**RECORDED DATA:**
_ _ _

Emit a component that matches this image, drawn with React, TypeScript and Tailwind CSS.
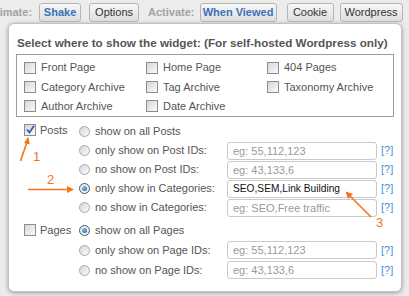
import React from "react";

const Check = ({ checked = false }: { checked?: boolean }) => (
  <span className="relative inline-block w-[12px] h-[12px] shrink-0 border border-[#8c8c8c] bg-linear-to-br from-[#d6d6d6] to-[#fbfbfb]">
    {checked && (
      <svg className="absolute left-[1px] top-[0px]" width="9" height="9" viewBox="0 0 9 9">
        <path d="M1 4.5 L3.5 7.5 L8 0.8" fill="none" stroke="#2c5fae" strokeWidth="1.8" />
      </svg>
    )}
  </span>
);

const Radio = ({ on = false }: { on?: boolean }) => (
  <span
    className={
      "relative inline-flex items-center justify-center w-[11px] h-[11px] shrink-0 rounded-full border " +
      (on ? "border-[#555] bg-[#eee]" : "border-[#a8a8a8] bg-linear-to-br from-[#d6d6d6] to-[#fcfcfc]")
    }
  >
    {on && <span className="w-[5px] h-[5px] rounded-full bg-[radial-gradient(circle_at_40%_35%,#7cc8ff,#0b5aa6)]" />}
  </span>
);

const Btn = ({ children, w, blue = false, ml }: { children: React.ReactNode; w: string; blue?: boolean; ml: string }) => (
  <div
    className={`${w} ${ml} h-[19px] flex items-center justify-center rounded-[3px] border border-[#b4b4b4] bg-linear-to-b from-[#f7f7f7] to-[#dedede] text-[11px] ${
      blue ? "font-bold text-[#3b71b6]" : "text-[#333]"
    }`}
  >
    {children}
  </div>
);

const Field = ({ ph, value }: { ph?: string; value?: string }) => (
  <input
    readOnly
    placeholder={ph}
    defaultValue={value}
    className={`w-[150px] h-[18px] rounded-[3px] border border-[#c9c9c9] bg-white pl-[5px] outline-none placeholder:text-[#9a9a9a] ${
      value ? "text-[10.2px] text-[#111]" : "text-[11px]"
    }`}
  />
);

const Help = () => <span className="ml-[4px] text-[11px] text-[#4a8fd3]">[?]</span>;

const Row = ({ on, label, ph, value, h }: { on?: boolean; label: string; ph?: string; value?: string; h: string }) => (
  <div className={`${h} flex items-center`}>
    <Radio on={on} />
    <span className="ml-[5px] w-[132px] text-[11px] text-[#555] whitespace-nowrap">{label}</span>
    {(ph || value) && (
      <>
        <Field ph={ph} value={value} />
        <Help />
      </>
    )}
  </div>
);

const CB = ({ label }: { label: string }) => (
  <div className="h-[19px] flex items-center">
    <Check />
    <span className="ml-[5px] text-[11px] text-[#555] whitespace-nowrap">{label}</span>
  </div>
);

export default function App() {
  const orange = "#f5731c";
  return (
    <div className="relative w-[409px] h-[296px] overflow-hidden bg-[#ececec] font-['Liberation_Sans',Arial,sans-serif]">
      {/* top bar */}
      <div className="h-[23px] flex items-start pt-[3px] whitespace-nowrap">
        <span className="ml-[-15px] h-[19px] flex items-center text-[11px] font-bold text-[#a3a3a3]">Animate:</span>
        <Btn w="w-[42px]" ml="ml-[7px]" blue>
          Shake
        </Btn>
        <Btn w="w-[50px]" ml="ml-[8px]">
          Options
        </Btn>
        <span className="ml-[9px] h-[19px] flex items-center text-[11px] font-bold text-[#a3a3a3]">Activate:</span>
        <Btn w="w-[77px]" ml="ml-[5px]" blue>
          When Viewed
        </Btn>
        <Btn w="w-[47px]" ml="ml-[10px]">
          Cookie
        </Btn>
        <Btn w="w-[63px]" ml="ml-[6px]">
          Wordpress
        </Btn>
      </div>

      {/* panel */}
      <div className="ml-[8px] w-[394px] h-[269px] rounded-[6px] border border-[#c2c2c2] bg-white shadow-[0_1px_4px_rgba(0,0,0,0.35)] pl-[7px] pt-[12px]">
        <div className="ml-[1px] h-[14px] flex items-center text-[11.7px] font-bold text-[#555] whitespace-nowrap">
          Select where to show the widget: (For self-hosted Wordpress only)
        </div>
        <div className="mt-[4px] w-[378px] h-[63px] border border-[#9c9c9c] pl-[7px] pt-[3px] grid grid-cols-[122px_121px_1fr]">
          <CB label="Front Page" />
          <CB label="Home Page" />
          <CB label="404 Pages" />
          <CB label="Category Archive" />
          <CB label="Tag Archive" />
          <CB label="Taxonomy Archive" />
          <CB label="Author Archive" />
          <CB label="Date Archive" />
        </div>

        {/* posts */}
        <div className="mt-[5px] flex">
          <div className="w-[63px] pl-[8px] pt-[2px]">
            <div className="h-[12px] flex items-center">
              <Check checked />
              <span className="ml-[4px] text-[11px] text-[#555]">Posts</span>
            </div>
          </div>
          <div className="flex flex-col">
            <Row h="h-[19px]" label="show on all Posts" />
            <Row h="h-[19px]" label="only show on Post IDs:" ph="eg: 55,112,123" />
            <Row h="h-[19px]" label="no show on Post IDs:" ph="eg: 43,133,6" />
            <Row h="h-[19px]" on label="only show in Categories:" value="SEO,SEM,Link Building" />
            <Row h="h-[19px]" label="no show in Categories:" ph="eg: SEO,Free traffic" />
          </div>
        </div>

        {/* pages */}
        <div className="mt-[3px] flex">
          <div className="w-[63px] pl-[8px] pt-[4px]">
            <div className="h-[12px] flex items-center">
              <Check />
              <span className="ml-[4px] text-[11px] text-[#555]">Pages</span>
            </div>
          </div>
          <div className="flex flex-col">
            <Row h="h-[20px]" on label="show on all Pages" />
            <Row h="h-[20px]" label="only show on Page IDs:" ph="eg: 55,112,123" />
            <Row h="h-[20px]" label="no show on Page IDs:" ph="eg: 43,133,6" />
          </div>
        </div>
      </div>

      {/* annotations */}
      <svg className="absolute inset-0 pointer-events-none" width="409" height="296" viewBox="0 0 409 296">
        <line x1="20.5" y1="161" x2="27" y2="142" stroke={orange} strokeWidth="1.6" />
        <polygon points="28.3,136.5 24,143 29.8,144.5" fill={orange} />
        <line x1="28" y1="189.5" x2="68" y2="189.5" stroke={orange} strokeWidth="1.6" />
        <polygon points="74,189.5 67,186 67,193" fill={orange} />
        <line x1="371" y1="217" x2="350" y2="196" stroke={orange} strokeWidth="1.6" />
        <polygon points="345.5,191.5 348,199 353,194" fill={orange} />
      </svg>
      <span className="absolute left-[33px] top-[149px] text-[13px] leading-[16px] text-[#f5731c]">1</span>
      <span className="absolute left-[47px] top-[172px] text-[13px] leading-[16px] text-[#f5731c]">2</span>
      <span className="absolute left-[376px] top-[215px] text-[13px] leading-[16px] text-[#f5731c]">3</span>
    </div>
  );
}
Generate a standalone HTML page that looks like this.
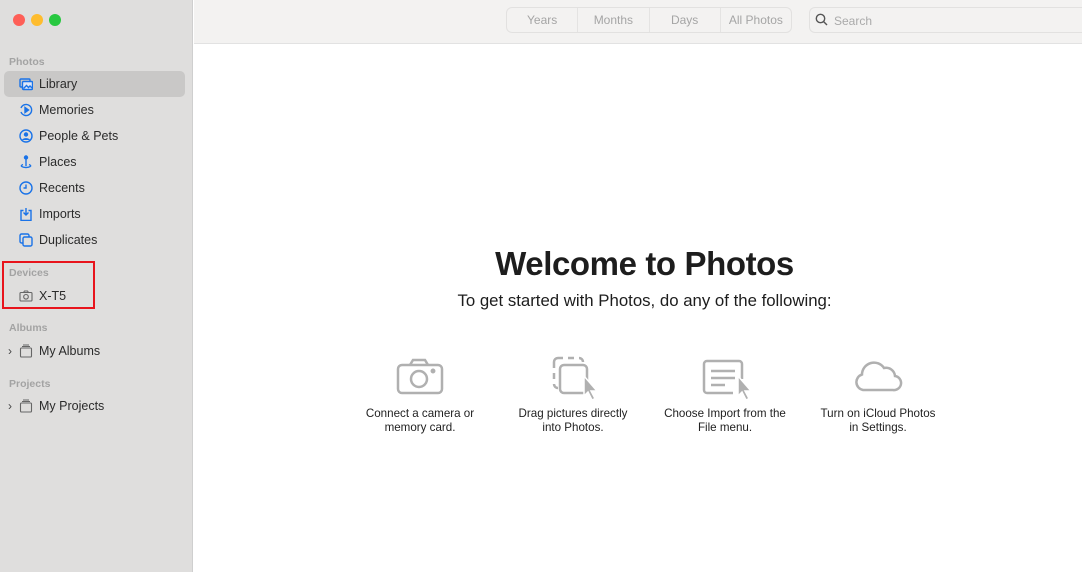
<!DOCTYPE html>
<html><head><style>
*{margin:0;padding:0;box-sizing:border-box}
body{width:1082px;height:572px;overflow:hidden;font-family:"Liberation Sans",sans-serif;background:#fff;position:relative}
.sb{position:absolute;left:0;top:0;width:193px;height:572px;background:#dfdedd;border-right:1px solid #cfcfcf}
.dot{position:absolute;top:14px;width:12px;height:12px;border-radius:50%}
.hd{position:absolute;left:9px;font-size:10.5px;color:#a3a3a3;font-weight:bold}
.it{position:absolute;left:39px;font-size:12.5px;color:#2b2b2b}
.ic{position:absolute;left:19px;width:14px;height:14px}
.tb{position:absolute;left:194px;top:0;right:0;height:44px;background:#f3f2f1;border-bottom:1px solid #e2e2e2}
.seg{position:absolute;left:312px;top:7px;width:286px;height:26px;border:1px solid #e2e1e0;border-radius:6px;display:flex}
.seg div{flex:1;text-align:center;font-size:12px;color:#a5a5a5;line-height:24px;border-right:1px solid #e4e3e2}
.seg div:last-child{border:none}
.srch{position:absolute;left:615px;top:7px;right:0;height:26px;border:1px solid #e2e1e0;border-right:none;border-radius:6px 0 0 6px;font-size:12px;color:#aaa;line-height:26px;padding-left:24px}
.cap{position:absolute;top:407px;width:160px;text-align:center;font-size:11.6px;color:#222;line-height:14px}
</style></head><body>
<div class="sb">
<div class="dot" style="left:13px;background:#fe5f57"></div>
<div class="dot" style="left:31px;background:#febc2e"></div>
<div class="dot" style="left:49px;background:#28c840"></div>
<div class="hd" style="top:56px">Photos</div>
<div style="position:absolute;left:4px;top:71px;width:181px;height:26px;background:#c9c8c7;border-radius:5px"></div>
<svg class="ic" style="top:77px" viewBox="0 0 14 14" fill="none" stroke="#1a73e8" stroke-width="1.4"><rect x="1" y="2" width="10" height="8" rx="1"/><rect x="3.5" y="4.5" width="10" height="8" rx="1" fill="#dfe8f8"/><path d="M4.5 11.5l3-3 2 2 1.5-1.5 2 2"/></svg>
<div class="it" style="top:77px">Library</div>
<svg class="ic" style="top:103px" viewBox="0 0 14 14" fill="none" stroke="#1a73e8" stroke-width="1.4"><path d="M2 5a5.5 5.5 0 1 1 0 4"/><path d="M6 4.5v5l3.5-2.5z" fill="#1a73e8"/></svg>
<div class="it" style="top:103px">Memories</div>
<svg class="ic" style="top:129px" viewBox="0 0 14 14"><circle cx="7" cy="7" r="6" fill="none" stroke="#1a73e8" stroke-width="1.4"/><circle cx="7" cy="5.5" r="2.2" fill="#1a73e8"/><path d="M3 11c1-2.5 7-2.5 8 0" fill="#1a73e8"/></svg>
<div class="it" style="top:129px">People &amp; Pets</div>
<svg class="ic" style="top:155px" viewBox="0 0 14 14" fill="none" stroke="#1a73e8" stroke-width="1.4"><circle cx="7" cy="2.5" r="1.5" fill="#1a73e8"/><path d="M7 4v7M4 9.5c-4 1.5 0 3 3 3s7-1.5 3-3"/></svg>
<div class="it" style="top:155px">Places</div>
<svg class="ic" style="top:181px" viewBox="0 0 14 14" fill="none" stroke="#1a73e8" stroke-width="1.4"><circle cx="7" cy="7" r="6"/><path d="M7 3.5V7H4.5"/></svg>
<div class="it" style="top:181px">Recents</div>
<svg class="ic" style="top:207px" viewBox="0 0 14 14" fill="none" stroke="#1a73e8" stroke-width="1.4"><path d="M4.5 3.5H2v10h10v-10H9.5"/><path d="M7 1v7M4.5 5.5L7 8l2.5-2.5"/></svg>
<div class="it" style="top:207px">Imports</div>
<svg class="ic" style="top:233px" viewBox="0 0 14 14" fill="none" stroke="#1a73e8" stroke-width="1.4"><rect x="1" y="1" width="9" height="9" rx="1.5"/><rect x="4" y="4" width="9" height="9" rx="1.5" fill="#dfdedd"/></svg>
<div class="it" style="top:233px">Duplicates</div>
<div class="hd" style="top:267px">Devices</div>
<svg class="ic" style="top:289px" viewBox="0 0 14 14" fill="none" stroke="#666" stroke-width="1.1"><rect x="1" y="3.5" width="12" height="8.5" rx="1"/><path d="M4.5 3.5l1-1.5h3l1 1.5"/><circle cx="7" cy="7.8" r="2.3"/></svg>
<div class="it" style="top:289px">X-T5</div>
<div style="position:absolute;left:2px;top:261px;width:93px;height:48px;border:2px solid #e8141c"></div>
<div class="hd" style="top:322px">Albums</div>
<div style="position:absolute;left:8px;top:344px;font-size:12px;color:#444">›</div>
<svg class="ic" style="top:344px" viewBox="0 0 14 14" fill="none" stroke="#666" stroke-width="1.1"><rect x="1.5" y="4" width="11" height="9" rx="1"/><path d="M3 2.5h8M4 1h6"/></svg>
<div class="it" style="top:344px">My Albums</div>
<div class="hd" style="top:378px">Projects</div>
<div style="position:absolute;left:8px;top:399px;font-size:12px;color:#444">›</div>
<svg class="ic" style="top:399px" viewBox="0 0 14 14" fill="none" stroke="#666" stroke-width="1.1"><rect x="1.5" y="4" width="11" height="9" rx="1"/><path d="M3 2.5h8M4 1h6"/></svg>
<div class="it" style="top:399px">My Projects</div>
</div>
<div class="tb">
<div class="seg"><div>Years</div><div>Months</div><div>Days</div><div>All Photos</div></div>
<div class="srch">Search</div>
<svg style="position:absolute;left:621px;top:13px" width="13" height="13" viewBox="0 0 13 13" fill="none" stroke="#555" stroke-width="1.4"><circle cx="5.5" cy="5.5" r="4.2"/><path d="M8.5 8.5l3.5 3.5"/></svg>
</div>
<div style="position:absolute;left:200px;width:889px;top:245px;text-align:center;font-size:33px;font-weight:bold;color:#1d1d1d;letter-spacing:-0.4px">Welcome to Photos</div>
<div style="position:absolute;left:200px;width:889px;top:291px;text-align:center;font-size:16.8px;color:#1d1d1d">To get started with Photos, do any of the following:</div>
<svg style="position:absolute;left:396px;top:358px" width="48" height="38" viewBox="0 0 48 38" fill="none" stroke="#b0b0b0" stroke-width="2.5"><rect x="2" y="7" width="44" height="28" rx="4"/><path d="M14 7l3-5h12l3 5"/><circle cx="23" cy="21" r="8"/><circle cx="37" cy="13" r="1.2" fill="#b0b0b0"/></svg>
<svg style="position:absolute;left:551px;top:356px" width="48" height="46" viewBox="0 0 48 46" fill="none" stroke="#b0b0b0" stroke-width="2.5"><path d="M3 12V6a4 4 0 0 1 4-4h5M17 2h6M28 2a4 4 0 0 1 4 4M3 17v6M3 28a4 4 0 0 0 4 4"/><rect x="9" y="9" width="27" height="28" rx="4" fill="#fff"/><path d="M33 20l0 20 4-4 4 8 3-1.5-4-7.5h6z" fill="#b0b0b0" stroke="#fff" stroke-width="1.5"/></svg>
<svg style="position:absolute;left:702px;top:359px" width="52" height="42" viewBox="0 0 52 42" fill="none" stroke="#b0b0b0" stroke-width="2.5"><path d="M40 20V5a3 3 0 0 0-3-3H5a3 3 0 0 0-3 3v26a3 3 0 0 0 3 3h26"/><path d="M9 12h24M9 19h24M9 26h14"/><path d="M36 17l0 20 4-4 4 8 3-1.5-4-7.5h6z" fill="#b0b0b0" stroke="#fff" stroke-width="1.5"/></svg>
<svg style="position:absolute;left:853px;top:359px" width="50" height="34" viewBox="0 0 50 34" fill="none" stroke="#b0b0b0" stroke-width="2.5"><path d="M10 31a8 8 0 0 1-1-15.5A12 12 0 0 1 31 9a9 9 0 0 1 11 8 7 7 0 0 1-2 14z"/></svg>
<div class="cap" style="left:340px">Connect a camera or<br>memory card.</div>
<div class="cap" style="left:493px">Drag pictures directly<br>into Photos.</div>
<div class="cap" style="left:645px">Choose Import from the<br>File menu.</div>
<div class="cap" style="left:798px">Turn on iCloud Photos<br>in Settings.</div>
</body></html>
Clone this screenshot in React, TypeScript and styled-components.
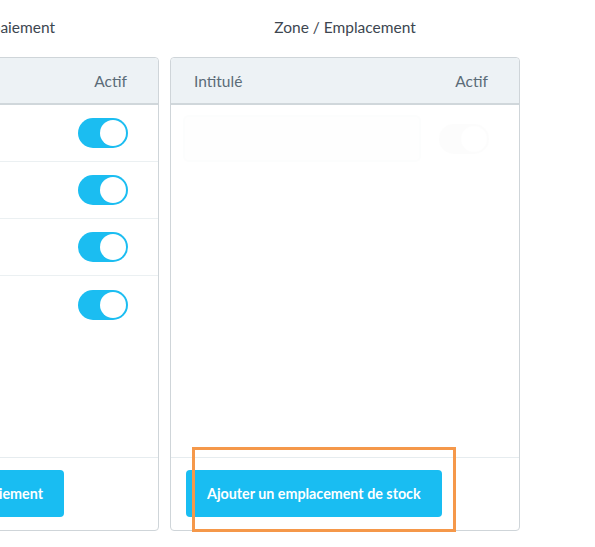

_ _ _

**TO BE DONE:**
Check each line of the records for the string "TypeScript" and state how many lines contain it. Give only the number.

**ANSWER FOR THIS EXERCISE:**
2